Internship and Externship Opportunities for Current Law Students

Law students play a critical role in helping us to provide access to counsel and justice for low-income residents of the District of Columbia. Our neighborhood-based, service delivery model allows us to bring law students into low-income communities across the city to learn first-hand the myriad, daily challenges faced by residents living in poverty. Our interns/externs assist our staff attorneys in the field by conducting factual investigations and doing legal research across a variety of substantive areas. They also participate in client meetings, trial preparation, and community outreach activities. We also encourage all of our interns to take advantage of the professional networking and training opportunities available in Washington D.C. and the region.

How To Apply
New internship/externship classes begin every September (fall semester), January (spring semster) and May (summer program). Candidates should have excellent writing, factual and legal analytical skills; strong organizational skills; good communication and interpersonal skills to communicate effectively with clients, the public, and co-workers; and the ability to work collaboratively with others. Bilingual language skills are also highly valued. If you are interested in an internship with the Neighborhood Legal Services Program, see the open opportunities below or fill out our inquiry form below.

Current Internship Opportunities

Summer 2020 Opportunities coming soon 

What to Expect
Law students who have volunteered at NLSP have had the opportunity to work on a wide-range of legal projects and benefitted from substantive contact with our staff attorneys.
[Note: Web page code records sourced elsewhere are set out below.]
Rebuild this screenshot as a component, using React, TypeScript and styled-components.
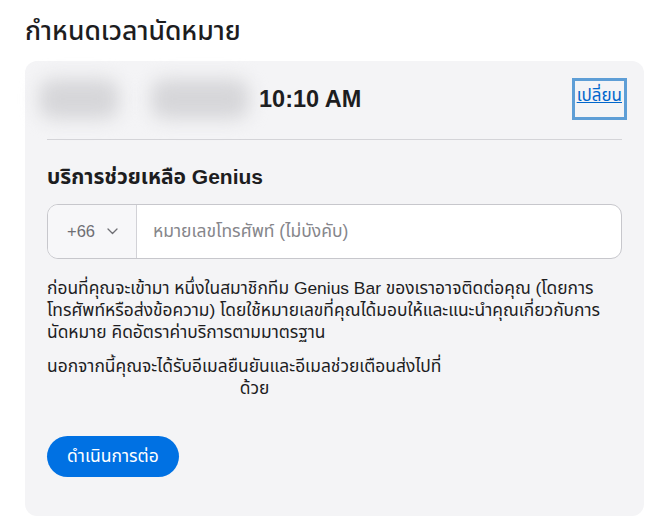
import * as React from 'react';
import styled, { createGlobalStyle } from 'styled-components';

const GlobalStyle = createGlobalStyle`
  body {
    margin: 0;
    background: #ffffff;
    color: #1d1d1f;
    font-family: "Liberation Sans", "Noto Sans Thai", "Noto Sans Thai Looped", "Noto Sans", sans-serif;
  }
`;

const Page = styled.div`
  padding: 13px 11px 12px 25px;
`;

const Title = styled.h1`
  margin: 0 0 12px;
  font-size: 26.5px;
  font-weight: 500;
  line-height: 36px;
`;

const Card = styled.section`
  background: #f4f4f6;
  border-radius: 12px;
  padding: 18px 22px 39px 22px;
`;

const DateRow = styled.div`
  display: flex;
  align-items: center;
  padding: 0 0 20px 0;
  border-bottom: 1px solid #d4d4d8;
`;

const Blur = styled.span<{ $w: number; $ml: number }>`
  display: inline-block;
  width: ${({ $w }) => $w}px;
  height: 40px;
  margin-left: ${({ $ml }) => $ml}px;
  background: #d6d6d9;
  border-radius: 14px;
  filter: blur(9px);
`;

const Time = styled.span`
  margin-left: 10px;
  font-size: 23.5px;
  font-weight: 700;
`;

const ChangeLink = styled.a`
  margin-left: auto;
  margin-right: -2px;
  padding: 2px 2px 8px;
  font-size: 17px;
  color: #06c;
  text-decoration: underline;
  outline: 3px solid #5e9ed6;
`;

const SectionTitle = styled.h2`
  margin: 22px 0 12px;
  font-size: 21px;
  font-weight: 700;
  line-height: 30px;
`;

const PhoneField = styled.div`
  display: flex;
  height: 53px;
  border: 1px solid #c7c7cc;
  border-radius: 11px;
  overflow: hidden;
  background: #fff;
`;

const CountrySelect = styled.div`
  display: flex;
  align-items: center;
  gap: 12px;
  width: 89px;
  padding-left: 19px;
  box-sizing: border-box;
  background: #f7f7f9;
  border-right: 1px solid #d2d2d7;
  color: #6e6e73;
  font-size: 16.5px;
`;

const PhoneInput = styled.input`
  flex: 1;
  border: none;
  outline: none;
  padding: 0 16px;
  font: inherit;
  font-size: 17.5px;
  color: #1d1d1f;
  background: transparent;

  &::placeholder {
    color: #86868b;
  }
`;

const Paragraph = styled.p`
  margin: 0;
  padding-right: 8px;
  font-size: 17.4px;
  line-height: 22px;
`;

const Notice = styled(Paragraph)`
  margin: 18px 0 12px;
`;

const EmailGap = styled.span`
  display: inline-block;
  width: 188px;
`;

const ContinueButton = styled.button`
  margin-top: 37px;
  height: 41px;
  padding: 0 20px;
  border: none;
  border-radius: 21px;
  background: #0071e3;
  color: #fff;
  font: inherit;
  font-size: 17.5px;
  cursor: pointer;
`;

function Chevron() {
  return (
    <svg width="11" height="7" viewBox="0 0 11 7" fill="none">
      <path d="M1 1l4.5 4.5L10 1" stroke="#6e6e73" strokeWidth="1.3" strokeLinecap="round" strokeLinejoin="round" />
    </svg>
  );
}

export default function App(): React.ReactElement {
  return (
    <>
      <GlobalStyle />
      <Page>
        <Title>กำหนดเวลานัดหมาย</Title>
        <Card>
          <DateRow>
            <Blur $w={80} $ml={-8} />
            <Blur $w={98} $ml={32} />
            <Time>10:10 AM</Time>
            <ChangeLink href="#">เปลี่ยน</ChangeLink>
          </DateRow>

          <SectionTitle>บริการช่วยเหลือ Genius</SectionTitle>

          <PhoneField>
            <CountrySelect>
              +66 <Chevron />
            </CountrySelect>
            <PhoneInput placeholder="หมายเลขโทรศัพท์ (ไม่บังคับ)" />
          </PhoneField>

          <Notice>
            ก่อนที่คุณจะเข้ามา หนึ่งในสมาชิกทีม Genius Bar ของเราอาจติดต่อคุณ (โดยการโทรศัพท์หรือส่งข้อความ)
            โดยใช้หมายเลขที่คุณได้มอบให้และแนะนำคุณเกี่ยวกับการนัดหมาย คิดอัตราค่าบริการตามมาตรฐาน
          </Notice>
          <Paragraph>
            นอกจากนี้คุณจะได้รับอีเมลยืนยันและอีเมลช่วยเตือนส่งไปที่ <EmailGap /> ด้วย
          </Paragraph>

          <ContinueButton>ดำเนินการต่อ</ContinueButton>
        </Card>
      </Page>
    </>
  );
}
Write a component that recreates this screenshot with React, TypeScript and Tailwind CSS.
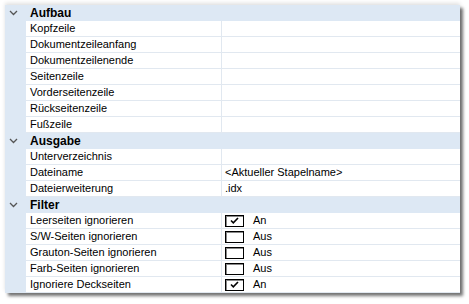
import React from "react";

type Item = { label: string; value?: string; check?: boolean };
type Group = { title: string; items: Item[] };

const groups: Group[] = [
  {
    title: "Aufbau",
    items: [
      { label: "Kopfzeile" },
      { label: "Dokumentzeileanfang" },
      { label: "Dokumentzeilenende" },
      { label: "Seitenzeile" },
      { label: "Vorderseitenzeile" },
      { label: "Rückseitenzeile" },
      { label: "Fußzeile" },
    ],
  },
  {
    title: "Ausgabe",
    items: [
      { label: "Unterverzeichnis" },
      { label: "Dateiname", value: "<Aktueller Stapelname>" },
      { label: "Dateierweiterung", value: ".idx" },
    ],
  },
  {
    title: "Filter",
    items: [
      { label: "Leerseiten ignorieren", check: true },
      { label: "S/W-Seiten ignorieren", check: false },
      { label: "Grauton-Seiten ignorieren", check: false },
      { label: "Farb-Seiten ignorieren", check: false },
      { label: "Ignoriere Deckseiten", check: true },
    ],
  },
];

function Chevron() {
  return (
    <svg width="9" height="6" viewBox="0 0 9 6" className="ml-[4px]">
      <path d="M1 1 L4.5 4.5 L8 1" fill="none" stroke="#555" strokeWidth="1.3" />
    </svg>
  );
}

function CheckBox({ on }: { on: boolean }) {
  return (
    <div className="flex h-[12px] w-[19px] items-center justify-center border border-black bg-white shadow-[inset_1px_1px_0_#888]">
      {on && (
        <svg width="9" height="7" viewBox="0 0 9 7">
          <path d="M1 3.5 L3.3 5.8 L8 1" fill="none" stroke="#000" strokeWidth="1.6" />
        </svg>
      )}
    </div>
  );
}

export default function App() {
  return (
    <div
      className="h-[304px] w-[469px] bg-white pl-[5px] pt-[5px] text-[11px] text-black"
      style={{ fontFamily: "'Liberation Sans', Arial, sans-serif" }}
    >
      <div className="w-[455px] bg-white shadow-[3px_3px_3px_rgba(0,0,0,0.55),0_-2px_4px_rgba(0,0,0,0.12)]">
        {groups.map((g) => (
          <div key={g.title}>
            <div className="flex h-[16px] items-center bg-[#dde8f4]">
              <div className="flex w-[21px] items-center">
                <Chevron />
              </div>
              <span className="pl-[4px] text-[12px] font-bold">{g.title}</span>
            </div>
            {g.items.map((it) => (
              <div key={it.label} className="flex h-[16px]">
                <div className="w-[21px] bg-[#dde8f4]" />
                <div className="flex w-[196px] items-center border-r border-b border-[#e1e8f0] pl-[4px] leading-none">
                  {it.label}
                </div>
                <div className="flex flex-1 items-center border-b border-[#e1e8f0] pl-[3px] leading-none">
                  {it.check !== undefined ? (
                    <div className="flex items-center gap-[9px]">
                      <CheckBox on={it.check} />
                      <span>{it.check ? "An" : "Aus"}</span>
                    </div>
                  ) : (
                    it.value
                  )}
                </div>
              </div>
            ))}
          </div>
        ))}
      </div>
    </div>
  );
}
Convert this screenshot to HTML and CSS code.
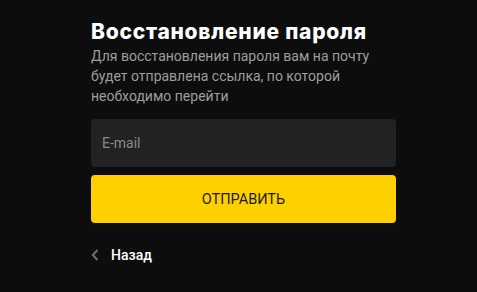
FILE: index.html
```html
<!DOCTYPE html>
<html lang="ru">
<head>
<meta charset="utf-8">
<link rel="stylesheet" href="styles.css">
</head>
<body>
<div class="recover">
  <h1 class="title">Восстановление пароля</h1>
  <p class="desc">Для восстановления пароля вам на почту будет отправлена ссылка, по которой необходимо перейти</p>
  <form class="form">
    <input class="field" type="email" placeholder="E-mail">
    <button class="submit" type="button">ОТПРАВИТЬ</button>
  </form>
  <a class="back" href="#">
    <svg class="back-icon" width="8" height="12" viewBox="0 0 8 12"><path d="M6.5 1 L1.8 6 L6.5 11" fill="none" stroke="#6e6e6e" stroke-width="2"/></svg>
    <span>Назад</span>
  </a>
</div>
</body>
</html>
```
FILE: styles.css
```css
html, body {
  margin: 0;
  background: #0d0d0d;
  height: 100%;
}
body {
  font-family: Roboto, "Liberation Sans", sans-serif;
}
.recover {
  width: 305px;
  margin-left: 91px;
  padding-top: 18px;
  display: flex;
  flex-direction: column;
}
.title {
  margin: 0;
  font-family: Inter, "Noto Sans", sans-serif;
  font-weight: 800;
  font-size: 21px;
  line-height: 28px;
  color: #fff;
  letter-spacing: 0.75px;
}
.desc {
  margin: 0;
  font-size: 14px;
  line-height: 20px;
  color: #9d9d9d;
  width: 280px;
}
.form {
  margin-top: 13px;
  display: flex;
  flex-direction: column;
  gap: 8px;
}
.field {
  box-sizing: border-box;
  height: 48px;
  width: 100%;
  border: 0;
  border-radius: 4px;
  background: #222222;
  padding: 0 11px;
  font-family: Roboto, sans-serif;
  font-size: 14px;
  color: #fff;
  outline: none;
}
.field::placeholder {
  color: #8a8a8a;
}
.submit {
  height: 48px;
  border: 0;
  border-radius: 4px;
  background: #ffd000;
  color: #1b1b1b;
  font-family: Roboto, sans-serif;
  font-size: 14.5px;
  letter-spacing: 0;
}
.back {
  margin-top: 24px;
  display: flex;
  align-items: center;
  gap: 12px;
  color: #fff;
  text-decoration: none;
  font-size: 14px;
  font-weight: 500;
}
.back-icon {
  display: block;
}
```
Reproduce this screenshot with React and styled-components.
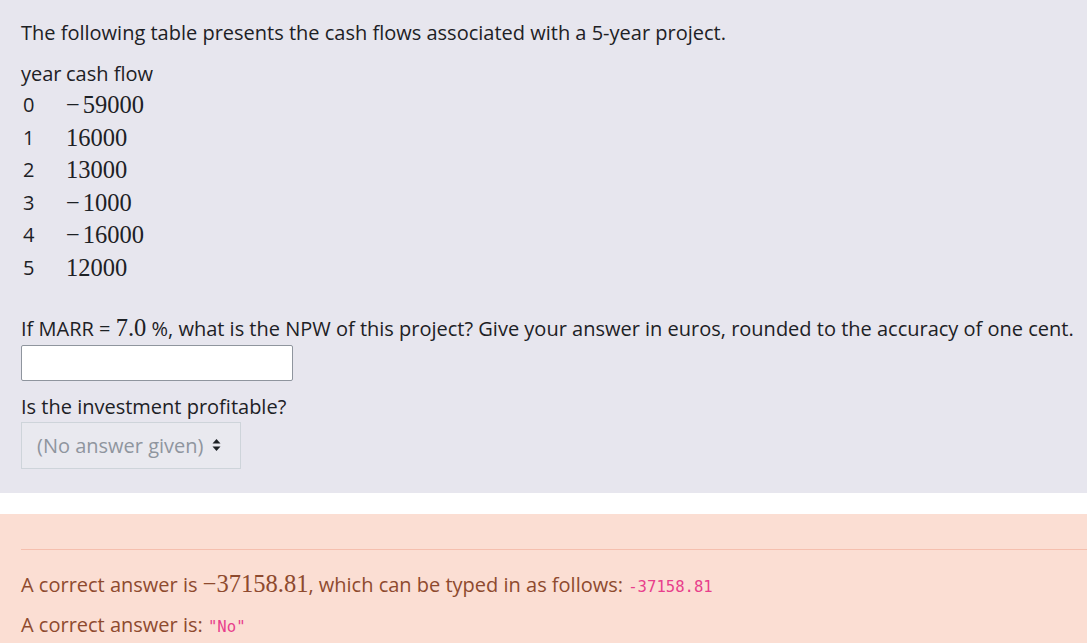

Maria Maldonado 2014 Women's Bar Association Founders Fellow writes about her experiences.
My fellowship at NLSP was an invaluable experience. Thanks to the generous contributions of the Women’s Bar Association Foundation, my summer internship cultivated and accelerated my professional growth. The work environment at NLSP was casual, yet productive and always offered high quality legal services. Ms. Turner Roberts and Mr. López took on mentoring roles and were, and still are, invested in my professional development. I became a much more sharp, polished, knowledgeable and empathetic legal advocate for the underserved. More importantly, I was able to help low-income communities and families get the legal services they need without charge, and little by little, empower these communities out of the harsh cycle of poverty.

Ashlee Lewis (Howard University School of Law '14):
"I served as the family law intern for Neighborhood Legal Services Program. I worked mostly under Keeshea Turner Roberts and Heather Hodges. While there I researched and analyzed family law issues including but not limited to custody and visitation, child support, domestic violence, divorce and paternity laws. I interviewed clients and participated in all phases of trial preparation. I drafted case summaries and composed research memorandums recommending arguments and positions for attorney usage in client letters and motions presentation. I made court appearances quite often assisting in any way I could including drafting points and questions to cross-examine on. I also designed a new publication/brochure of the services offered by Neighborhood Legal Services Program; it also provided the information on other like services offered in the city."

Schuaa Tajmuul (American University, Washington College of Law '12):
"The housing cases I worked on were very interesting and involved several, dfferent issues. In one case, a client had her rent subsidized by an independent group, and needed help understanding why she was behind on her rent It turned out that the group subsidizing her apartment had missed payments for several months. Another case involved a client who was threatened with eviction after someone picked a fight with her near her apartment complex, as her lease stated she would be evicted upon a physical altercation taking place on the rental property. We worked with her to determine that the conflict did not occur on the rental property and determined that due to that, the apartment complex could not hold her liable. These projects helped me develop skills in conducting legal research and writing, document review, and problem-solving. I was also involved in preparing direct and cross-examination questions for a hearing, as well as preparing the client for the court appearance. I additionally worked on several, other small matters through which I learned how to interview clients and develop working relationships with them. In fact, I was given the opportunity to present a case at a staff meeting where I discussed the merits of a case with the other attorneys and asked their advice as to whether this was a case we would be able to resolve. My experience at such meetings and with clients helped me develop confidence in speaking to others about the law."